Applying the Environmental Rights Amendment in 2021

January 11, 2021
Thomas M. Duncan, Esq.
MGKF Special Alert - Pennsylvania Forecast 2021

Courts in 2020 continued to define the contours of Article I, Section 27 of the Pennsylvania Constitution, known as the Environmental Rights Amendment (ERA).  The ERA, states:

The people have a right to clean air, pure water, and to the preservation of the natural, scenic, historic and esthetic values of the environment. Pennsylvania’s public natural resources are the common property of all the people, including generations yet to come. As trustee of these resources, the Commonwealth shall conserve and maintain them for the benefit of all the people.

Statutory Authority
In 2017, as reported here, the Pennsylvania Supreme Court, in Pa. Envtl. Defense Found. v. Commonwealth, 161 A.3d 911 (Pa. 2017) (“PEDF II”), overturned a decades old balancing test and instead focused on the text of the ERA, splitting it into two parts – the individual right embodied in the first sentence, and the Commonwealth’s trustee obligations embodied in the second and third sentences. The Supreme Court applied the second and third sentences of the ERA in the context of private trust principles that existed at the time the ERA was enacted in 1971 and struck down as unconstitutional statutory enactments that directed oil and gas royalties to the Commonwealth’s general fund rather than a fund used exclusively for conservation purposes. The Supreme Court found that “royalties – monthly payments based on the gross production of oil and gas at each well – are unequivocally proceeds from the sale of oil and gas resources” and must therefore remain in the trust. The Supreme Court remanded to the Commonwealth Court the issue of whether rental payments and up-front bonuses made under those oil and gas leases constituted trust assets that must also be used exclusively for conservation purposes.
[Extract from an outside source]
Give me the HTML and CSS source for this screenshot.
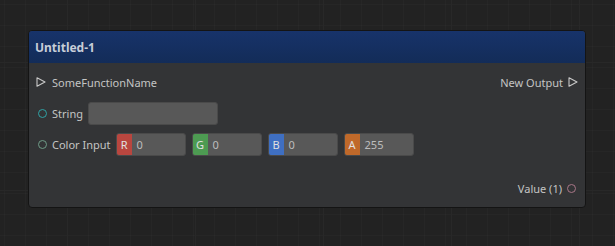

In 2019, as reported here, the Commonwealth Court, in Pa. Envtl. Defense Found. v. Commonwealth, 214 A.3d 748 (Pa. Cmwlth. 2019) (“PEDF III”), held that two-thirds of rental payments and up-front bonuses must be reserved for conservation purposes under the ERA. The Court held, however, that proceeds designated as income are not required to remain in the corpus of the trust and used solely for conservation purposes and may instead be appropriated for general fund purposes. The Court therefore found that the statutory enactments that directed the transfer of the rental and bonus payments to the Commonwealth’s general fund were not facially unconstitutional, but the Court noted that an accounting is necessary to ensure that no more than one-third of the rental and bonus payments were used for non-conservation purposes. PEDF has appealed that decision to the Pennsylvania Supreme Court.

On October 22, 2020, as reported here, the Commonwealth Court rejected a facial constitutional challenge to two statutory enactments that directed over $110 million generated from oil and gas leases on state lands to pay for the general government operations of the Pennsylvania Department of Conservation and Natural Resources, finding that the appropriations were not facially unconstitutional under the ERA. Pa. Envtl. Defense Found. v. Commonwealth, 241 A.3d 119 (Pa. Cmwlth. 2020) (“PEDF IV”). In rejecting the facial constitutional challenge, the Court noted that the enactments did not identify whether the funds were royalties, rents, bonuses, or interest, and therefore the Court could not determine that the enactments were facially unconstitutional. The Court, however, similar to its holding in PEDF III, required the Commonwealth to conduct an accounting to ensure that the assets of the trust are being used for purposes authorized by the trust or necessary for the preservation of the trust in accordance with the ERA. The Court likewise rejected an argument that the use of the funds is restricted to the Marcellus Shale region, noting that the public trust under the ERA encompasses all public natural resources and not just one specific type. The Court also upheld the repeal of the 1955 Lease Fund Act, finding that the “Commonwealth has a constitutional obligation to ensure that trust proceeds are used to conserve and maintain the corpus of the trust, regardless of any statutory safeguards.”  PEDF has appealed that decision to the Pennsylvania Supreme Court.

Regulatory Authority
On February 21, 2020, as reported here, the Commonwealth Court dismissed a claim brought by a group of municipalities alleging that a Pennsylvania Public Utility Commission (PUC) regulation governing the siting of gas meters failed to sufficiently protect historic resources under the ERA. See City of Lancaster, et al. v. Pa. Pub. Util. Comm’n, No. 251 MD 2019 (Pa. Cmwlth. Feb. 21, 2020) (unreported). The PUC regulation at issue, 52 Pa. Code § 59.18, was amended in 2014 to encourage natural gas distribution companies (NGDCs) to site gas meters outside, rather than inside, of buildings. Subsection 59.18(d), nevertheless, allows an NGDC to consider locating a gas meter inside of a historic building, such as one designated as historic under the Pennsylvania Historic District Act, but only if certain safety conditions are met.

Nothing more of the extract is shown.